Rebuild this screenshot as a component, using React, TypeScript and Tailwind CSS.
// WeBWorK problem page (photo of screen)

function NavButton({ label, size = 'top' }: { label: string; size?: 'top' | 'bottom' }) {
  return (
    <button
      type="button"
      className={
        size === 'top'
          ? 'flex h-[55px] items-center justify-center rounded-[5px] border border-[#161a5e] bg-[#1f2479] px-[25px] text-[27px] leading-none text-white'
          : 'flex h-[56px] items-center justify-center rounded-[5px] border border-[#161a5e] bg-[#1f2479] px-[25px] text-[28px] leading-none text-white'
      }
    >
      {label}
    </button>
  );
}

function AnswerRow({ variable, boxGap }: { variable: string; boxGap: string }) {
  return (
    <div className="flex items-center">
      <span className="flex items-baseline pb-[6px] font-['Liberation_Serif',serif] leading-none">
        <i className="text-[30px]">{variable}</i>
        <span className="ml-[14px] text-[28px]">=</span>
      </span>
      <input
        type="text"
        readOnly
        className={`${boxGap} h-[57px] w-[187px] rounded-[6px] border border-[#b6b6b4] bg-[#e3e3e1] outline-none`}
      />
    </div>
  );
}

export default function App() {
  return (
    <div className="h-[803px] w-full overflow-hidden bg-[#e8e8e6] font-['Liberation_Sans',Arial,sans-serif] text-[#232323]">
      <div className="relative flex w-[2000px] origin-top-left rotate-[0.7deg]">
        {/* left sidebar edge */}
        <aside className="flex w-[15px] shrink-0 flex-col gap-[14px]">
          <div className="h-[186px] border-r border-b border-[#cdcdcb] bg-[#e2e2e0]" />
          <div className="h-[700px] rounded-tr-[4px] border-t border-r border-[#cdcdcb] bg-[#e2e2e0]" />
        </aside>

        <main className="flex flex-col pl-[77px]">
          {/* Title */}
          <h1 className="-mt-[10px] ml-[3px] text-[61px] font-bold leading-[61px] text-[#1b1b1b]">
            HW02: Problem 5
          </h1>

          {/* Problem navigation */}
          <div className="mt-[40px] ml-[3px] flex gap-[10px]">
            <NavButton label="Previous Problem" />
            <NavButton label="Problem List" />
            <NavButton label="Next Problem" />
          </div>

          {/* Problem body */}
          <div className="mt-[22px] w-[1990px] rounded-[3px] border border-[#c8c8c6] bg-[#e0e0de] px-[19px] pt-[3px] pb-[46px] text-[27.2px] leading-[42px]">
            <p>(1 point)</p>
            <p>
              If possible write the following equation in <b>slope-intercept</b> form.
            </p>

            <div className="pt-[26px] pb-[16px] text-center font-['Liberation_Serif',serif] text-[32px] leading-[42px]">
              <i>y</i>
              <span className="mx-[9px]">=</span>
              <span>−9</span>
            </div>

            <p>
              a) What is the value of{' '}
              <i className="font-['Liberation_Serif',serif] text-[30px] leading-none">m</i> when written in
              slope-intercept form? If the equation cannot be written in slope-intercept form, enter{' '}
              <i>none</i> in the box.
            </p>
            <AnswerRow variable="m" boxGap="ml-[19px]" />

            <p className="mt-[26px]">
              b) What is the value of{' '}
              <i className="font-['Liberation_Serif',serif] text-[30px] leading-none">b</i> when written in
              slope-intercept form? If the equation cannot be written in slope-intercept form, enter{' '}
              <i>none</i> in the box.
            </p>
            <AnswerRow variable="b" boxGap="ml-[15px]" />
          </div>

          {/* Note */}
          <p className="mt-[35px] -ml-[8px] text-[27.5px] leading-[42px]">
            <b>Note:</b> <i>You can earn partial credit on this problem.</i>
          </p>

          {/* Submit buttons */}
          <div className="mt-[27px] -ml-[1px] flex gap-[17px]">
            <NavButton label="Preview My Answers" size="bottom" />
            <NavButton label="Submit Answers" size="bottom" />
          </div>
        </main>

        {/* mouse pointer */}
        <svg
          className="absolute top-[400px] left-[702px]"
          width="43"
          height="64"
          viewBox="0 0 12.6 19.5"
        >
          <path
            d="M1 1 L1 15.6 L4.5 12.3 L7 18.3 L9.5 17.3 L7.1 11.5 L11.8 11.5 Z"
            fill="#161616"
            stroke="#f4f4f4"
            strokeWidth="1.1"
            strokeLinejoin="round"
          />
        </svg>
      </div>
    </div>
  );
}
◆ ◆ ◆ ◆ ◆ ◆ ◆
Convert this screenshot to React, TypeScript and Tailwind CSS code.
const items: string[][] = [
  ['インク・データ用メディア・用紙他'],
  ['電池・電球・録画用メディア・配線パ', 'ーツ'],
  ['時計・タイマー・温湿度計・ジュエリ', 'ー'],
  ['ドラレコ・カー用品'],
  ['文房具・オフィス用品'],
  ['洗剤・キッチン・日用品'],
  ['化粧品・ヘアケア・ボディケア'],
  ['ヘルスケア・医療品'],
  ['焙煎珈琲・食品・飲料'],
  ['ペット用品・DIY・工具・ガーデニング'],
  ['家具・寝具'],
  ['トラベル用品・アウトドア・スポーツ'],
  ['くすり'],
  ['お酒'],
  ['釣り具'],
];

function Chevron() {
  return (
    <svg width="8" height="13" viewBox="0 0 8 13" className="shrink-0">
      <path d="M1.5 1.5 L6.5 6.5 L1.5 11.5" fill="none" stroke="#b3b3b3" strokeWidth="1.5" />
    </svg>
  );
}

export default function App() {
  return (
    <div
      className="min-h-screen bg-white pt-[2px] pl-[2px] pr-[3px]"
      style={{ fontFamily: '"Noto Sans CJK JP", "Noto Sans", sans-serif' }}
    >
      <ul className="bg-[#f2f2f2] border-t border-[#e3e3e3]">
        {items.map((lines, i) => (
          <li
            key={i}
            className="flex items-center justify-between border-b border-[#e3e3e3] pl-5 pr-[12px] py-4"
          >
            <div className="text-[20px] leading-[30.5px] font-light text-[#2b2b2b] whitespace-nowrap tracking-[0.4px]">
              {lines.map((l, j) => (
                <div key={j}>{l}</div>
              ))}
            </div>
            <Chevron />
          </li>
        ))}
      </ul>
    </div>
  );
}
◆ ◆ ◆ ◆ ◆ ◆ ◆
Task details:
Copy, from the material above, each line in which the string "TypeScript" occurs.

Written response:
Rebuild this screenshot as a component, using React, TypeScript and Tailwind CSS.
Convert this screenshot to React, TypeScript and Tailwind CSS code.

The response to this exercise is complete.